Nevertheless, I have now decided to write something because the Sunday Monitor of the 3rd of February, 2013, published an interview by Dr. Besigye.  The aim of the Monitor paper is always to demean the achievements of the NRM and divert Ugandans from their core interests.  Now that the whole of Uganda is peaceful, we have adequate electricity, we (the NRM) discovered the oil for the Ugandans, we have a massive educated force, etc., this is too much for the Monitor newspaper.  They must promote chaos through talk of coups, lies about the Prime Minister and Ministers taking bribes from oil companies, recall of Parliament, Museveni killing the late Nebanda, etc.  Monitor newspaper you will fail.

Since, however, Dr. Besigye gave an extensive interview in that enemy paper attacking the achievements of NRM over the last 43 years of struggle for liberation and the building of Uganda in the last 27 years of that time, I will answer him for the sake of the young people who do not know that history well.

I will start with his last point while responding to the Monitor Interviewer who asked Dr. Besigye the following question:  “But the NRM has as well grown the economy.  President Museveni revealed at the same function that the economy is growing 14 times annually?” Of course, this question had itself a mistake.  The economy is now 14 times bigger than it was in 1986.  It is now 50 trillion shillings while in 1986, it was 3.5 trillion shillings.  In dollars, it is US$ 20 billion.  In the 1990s only the economy of Kenya was US$ 12 billion in East Africa.  We have now surpassed that level.  By the end of this Financial Year, the economy will be 58 trillion shillings or about US$ 22 billion in spite of the slower rate of growth created, partly, by the slower global rate of growth.

Dr.

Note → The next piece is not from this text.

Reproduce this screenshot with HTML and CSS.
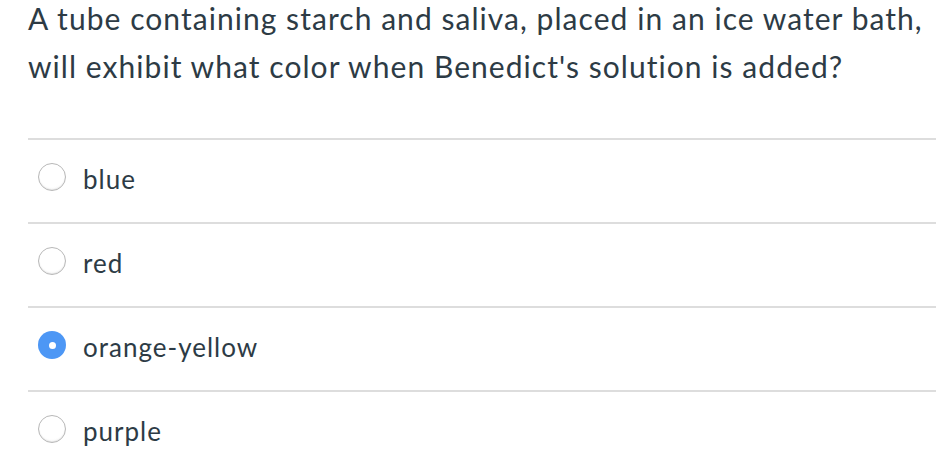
FILE: index.html
```html
<!DOCTYPE html>
<html>
<head>
<meta charset="utf-8">
<link rel="stylesheet" href="styles.css">
</head>
<body>
<div class="quiz">
  <p class="question">A tube containing starch and saliva, placed in an ice water bath, will exhibit what color when Benedict's solution is added?</p>
  <div class="answers">
    <label class="answer"><span class="radio"></span><span class="text">blue</span></label>
    <label class="answer"><span class="radio"></span><span class="text">red</span></label>
    <label class="answer"><span class="radio checked"></span><span class="text">orange-yellow</span></label>
    <label class="answer"><span class="radio"></span><span class="text">purple</span></label>
  </div>
</div>
</body>
</html>
```

FILE: styles.css
```css
html, body {
  margin: 0;
  padding: 0;
  background: #fff;
}
body {
  font-family: Lato, "Open Sans", sans-serif;
  color: #2d3b45;
}
.quiz {
  width: 908px;
  padding-left: 28px;
}
.question {
  margin: -6px 0 0;
  font-size: 30px;
  line-height: 48px;
  letter-spacing: 1.05px;
  height: 144px;
}
.answers {
  display: flex;
  flex-direction: column;
}
.answer {
  display: flex;
  align-items: center;
  height: 82px;
  border-top: 2px solid #dddddd;
}
.radio {
  box-sizing: border-box;
  width: 28px;
  height: 28px;
  margin-left: 10px;
  margin-right: 17px;
  margin-bottom: 8px;
  border-radius: 50%;
  border: 1px solid #b8b8b8;
  background: radial-gradient(circle at 50% 40%, #ffffff 60%, #f1f1f1 100%);
  box-shadow: inset 0 -1px 1px rgba(0,0,0,0.08);
  display: flex;
  align-items: center;
  justify-content: center;
}
.radio.checked {
  border: none;
  background: #4d97f5;
  box-shadow: none;
}
.radio.checked::after {
  content: "";
  width: 7px;
  height: 7px;
  border-radius: 50%;
  background: #fff;
}
.text {
  font-size: 26px;
  line-height: 1;
  letter-spacing: 1px;
  margin-bottom: 4px;
}
```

Besigye answered the interviewer by saying that the NRM has failed to live up to Point Number 5 of the NRM Programme of building an integrated self-sustaining economy – that is, creating an economy with inter-sectoral linkages, e.g. agriculture producing raw materials for industry and industry producing inputs for agriculture, etc.  It is true that the NRM has not completed the job of transformation of the economy, mainly, for two reasons:  the very low base from which we started and sabotage by some political actors, especially, those who, eventually, joined FDC and other opposition groups.  I remember very well that, for instance, many of those who opposed Bujagaali hydro power project were individuals who, eventually, joined the opposition groups.

Bujagaali is now finished, but late by about 15 years.  That is why we will no longer tolerate those internal saboteurs or those from the opposition opposing industrialization.  Nevertheless, that sabotage and the low base we started from notwithstanding, the progress in industrial production can only be denied by somebody who is pathologically biased.  The share of industry to GDP is now 26.4% while in 1986, it was 9.9% of GDP.  This is 26.4% of an economy that is 14 times bigger than it was in 1986.  The industrialization of the economy under NRM started with the rehabilitation of industries that were producing consumer goods: beers, sodas, soap, sugar, tea, etc.

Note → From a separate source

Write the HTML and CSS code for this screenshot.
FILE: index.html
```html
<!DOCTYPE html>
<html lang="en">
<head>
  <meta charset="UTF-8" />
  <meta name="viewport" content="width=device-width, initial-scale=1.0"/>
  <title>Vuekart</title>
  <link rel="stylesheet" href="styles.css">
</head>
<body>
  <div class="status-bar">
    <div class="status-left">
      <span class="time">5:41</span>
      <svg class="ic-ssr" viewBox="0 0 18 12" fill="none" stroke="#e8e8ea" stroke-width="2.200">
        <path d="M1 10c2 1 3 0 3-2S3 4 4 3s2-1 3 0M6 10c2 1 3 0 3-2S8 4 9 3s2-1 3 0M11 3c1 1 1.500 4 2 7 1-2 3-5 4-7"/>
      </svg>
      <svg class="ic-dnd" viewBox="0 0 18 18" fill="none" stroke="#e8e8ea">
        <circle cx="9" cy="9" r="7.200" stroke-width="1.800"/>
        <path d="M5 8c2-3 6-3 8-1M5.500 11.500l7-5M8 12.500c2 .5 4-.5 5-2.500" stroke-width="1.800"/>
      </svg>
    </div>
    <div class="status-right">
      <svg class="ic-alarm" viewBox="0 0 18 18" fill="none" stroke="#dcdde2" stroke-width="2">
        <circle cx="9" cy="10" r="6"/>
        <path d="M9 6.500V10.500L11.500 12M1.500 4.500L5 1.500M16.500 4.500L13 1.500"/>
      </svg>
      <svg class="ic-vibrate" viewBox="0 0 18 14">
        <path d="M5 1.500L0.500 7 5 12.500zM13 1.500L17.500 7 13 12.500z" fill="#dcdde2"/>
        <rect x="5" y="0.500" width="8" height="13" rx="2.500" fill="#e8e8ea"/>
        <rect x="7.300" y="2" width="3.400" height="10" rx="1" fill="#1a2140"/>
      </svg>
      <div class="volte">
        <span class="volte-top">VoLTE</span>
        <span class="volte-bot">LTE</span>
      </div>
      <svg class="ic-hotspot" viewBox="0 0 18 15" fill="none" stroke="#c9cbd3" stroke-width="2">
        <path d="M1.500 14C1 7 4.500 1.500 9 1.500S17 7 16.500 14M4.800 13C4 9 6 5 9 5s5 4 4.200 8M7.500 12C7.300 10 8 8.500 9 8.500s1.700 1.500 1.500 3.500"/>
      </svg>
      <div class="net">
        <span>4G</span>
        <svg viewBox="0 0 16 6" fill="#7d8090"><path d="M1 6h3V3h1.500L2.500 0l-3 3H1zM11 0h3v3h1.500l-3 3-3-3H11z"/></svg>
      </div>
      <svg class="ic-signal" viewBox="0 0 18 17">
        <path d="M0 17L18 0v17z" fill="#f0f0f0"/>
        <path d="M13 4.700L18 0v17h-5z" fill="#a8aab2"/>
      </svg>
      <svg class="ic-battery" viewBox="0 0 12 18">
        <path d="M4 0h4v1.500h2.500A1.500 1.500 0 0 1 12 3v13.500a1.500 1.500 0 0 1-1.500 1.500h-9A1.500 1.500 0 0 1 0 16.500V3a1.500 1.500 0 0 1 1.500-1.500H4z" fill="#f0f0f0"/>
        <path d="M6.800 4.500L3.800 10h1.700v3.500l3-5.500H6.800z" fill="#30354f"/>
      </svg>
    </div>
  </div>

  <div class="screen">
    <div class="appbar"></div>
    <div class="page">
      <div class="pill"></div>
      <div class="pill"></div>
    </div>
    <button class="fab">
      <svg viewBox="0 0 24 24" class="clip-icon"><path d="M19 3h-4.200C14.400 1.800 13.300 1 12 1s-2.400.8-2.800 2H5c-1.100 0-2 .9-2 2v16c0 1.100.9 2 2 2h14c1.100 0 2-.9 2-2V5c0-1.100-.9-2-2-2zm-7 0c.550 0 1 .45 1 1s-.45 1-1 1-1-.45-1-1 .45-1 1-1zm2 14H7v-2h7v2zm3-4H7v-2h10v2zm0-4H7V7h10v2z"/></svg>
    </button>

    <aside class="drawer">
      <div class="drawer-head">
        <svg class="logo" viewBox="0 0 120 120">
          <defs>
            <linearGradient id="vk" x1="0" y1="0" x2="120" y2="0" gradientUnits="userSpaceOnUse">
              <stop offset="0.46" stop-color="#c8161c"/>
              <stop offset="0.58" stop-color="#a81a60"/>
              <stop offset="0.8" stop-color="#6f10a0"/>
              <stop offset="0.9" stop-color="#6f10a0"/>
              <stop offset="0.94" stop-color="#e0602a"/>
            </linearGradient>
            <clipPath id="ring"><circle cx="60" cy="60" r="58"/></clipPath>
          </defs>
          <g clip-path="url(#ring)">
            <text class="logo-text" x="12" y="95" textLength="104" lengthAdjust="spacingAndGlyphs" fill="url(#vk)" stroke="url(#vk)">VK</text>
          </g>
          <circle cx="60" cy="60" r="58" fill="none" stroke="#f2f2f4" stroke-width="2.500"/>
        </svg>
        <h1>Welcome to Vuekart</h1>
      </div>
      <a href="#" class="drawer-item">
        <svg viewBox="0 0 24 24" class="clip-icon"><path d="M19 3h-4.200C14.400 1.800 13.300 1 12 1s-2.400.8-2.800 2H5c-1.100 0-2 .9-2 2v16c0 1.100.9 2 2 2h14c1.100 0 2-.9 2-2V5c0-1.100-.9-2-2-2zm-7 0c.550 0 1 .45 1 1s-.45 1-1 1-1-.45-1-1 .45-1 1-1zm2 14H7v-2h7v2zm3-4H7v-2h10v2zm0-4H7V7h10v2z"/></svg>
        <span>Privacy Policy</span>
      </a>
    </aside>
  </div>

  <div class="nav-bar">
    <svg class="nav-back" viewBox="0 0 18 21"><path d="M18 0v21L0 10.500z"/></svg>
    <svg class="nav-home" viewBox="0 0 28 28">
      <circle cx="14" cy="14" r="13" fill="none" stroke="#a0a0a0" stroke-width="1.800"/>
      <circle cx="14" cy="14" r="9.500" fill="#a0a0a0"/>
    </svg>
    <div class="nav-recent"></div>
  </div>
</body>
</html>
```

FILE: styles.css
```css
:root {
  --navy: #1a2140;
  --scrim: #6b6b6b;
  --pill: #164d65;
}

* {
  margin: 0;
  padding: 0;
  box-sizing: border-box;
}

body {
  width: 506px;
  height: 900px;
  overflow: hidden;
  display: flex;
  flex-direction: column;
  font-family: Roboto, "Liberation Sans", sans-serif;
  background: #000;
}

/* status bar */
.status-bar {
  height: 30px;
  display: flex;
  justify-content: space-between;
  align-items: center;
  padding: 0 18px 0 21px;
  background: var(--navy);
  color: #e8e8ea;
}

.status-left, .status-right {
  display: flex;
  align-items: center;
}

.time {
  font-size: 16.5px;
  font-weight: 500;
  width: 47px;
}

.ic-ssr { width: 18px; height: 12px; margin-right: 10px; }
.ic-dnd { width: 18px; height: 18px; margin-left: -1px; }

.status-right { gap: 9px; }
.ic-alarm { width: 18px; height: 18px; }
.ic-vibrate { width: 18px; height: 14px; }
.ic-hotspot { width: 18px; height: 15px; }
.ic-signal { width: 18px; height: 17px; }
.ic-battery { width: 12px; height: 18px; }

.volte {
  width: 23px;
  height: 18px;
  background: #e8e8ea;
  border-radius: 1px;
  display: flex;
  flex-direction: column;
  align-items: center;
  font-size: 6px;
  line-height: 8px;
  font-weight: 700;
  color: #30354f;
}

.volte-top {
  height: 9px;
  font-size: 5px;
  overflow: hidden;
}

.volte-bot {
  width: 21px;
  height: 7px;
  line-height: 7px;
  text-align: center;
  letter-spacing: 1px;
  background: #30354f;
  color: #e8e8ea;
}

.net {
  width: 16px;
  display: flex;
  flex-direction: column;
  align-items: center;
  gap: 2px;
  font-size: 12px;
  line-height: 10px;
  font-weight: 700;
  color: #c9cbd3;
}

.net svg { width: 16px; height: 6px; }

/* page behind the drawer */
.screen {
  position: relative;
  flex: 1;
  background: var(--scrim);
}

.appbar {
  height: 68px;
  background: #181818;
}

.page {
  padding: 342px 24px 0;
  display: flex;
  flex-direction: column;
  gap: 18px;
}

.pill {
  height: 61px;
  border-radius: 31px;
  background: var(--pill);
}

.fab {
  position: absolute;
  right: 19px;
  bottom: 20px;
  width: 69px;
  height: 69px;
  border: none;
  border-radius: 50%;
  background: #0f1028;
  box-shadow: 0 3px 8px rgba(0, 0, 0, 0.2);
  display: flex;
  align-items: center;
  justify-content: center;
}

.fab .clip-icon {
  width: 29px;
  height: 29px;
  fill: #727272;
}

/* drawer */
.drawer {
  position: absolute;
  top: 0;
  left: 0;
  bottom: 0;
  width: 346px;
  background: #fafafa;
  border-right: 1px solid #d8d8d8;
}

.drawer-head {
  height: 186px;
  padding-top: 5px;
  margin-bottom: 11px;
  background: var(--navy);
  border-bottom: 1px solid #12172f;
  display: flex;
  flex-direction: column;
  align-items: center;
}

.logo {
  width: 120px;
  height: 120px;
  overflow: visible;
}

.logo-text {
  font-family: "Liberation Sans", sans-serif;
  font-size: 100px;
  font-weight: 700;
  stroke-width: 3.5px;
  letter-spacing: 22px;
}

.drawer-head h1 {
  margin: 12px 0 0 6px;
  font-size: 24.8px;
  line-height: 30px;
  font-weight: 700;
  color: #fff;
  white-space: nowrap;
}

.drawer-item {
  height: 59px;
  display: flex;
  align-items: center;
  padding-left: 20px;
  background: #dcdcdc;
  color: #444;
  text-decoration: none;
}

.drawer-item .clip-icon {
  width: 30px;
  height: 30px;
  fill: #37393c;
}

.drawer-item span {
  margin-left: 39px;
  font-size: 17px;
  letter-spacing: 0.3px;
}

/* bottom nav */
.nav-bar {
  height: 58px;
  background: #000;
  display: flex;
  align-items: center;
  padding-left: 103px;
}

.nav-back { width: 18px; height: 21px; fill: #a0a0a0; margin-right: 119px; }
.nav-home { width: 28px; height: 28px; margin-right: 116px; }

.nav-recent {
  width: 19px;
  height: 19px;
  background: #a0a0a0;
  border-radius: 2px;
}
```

Before 1986, all these were being imported from Kenya, they were in great scarcity and they were being smuggled into the country.  The smuggling (known as magendo) meant that the State was not getting taxes on these goods.  Uganda is not only self-sufficient in most of these goods but is, actually, exporting a lot of them to the neighbouring countries.  The value of the exports of industrial goods is now US$ 509 million.  Then, there is the production of intermediate goods (goods that are needed as inputs into other industries) such as cement and steel-bars (mitayimbwa) for construction.  The relevant figures are: the production of cement in 1986 was about 76,400 metric tonnes per annum; the production is now 2.4 million met. tonnes per annum.

The production of mitayimbwa was 832 metric tonnes per annum in 1986.  It is now about 240,000 metric tonnes per annum.  The production of car batteries in 1986 was 4,000 batteries per annum.  The production is now 170,000 batteries per annum.  Many of these products are being exported to the neighbouring countries.  Uganda is now exporting industrial products.  Then, there is the value addition to agricultural products.  Let us take the example of milk.  By 1986, all processed milk was coming from outside (Kenya, Denmark, etc.).  Today, Uganda is not only self-sufficient in processed milk products but she is actually exporting quite a bit of these, not only to the region but internationally.

Recently, we have been negotiating with India to accept our processed milk.  There are scientific innovations and inventions – banana starch, juices, machine-parts and machines, the electric car, etc.  Now that we have, finally, overcome the sabotage of the groups people like Dr. Besigye belong to by regaining the initiative in electricity, nothing will stop us.  Uganda is now generating (installed capacity) 828 MW compared to 60 MW in 1986.  We would be much further if it was not for the sabotage of the said factions.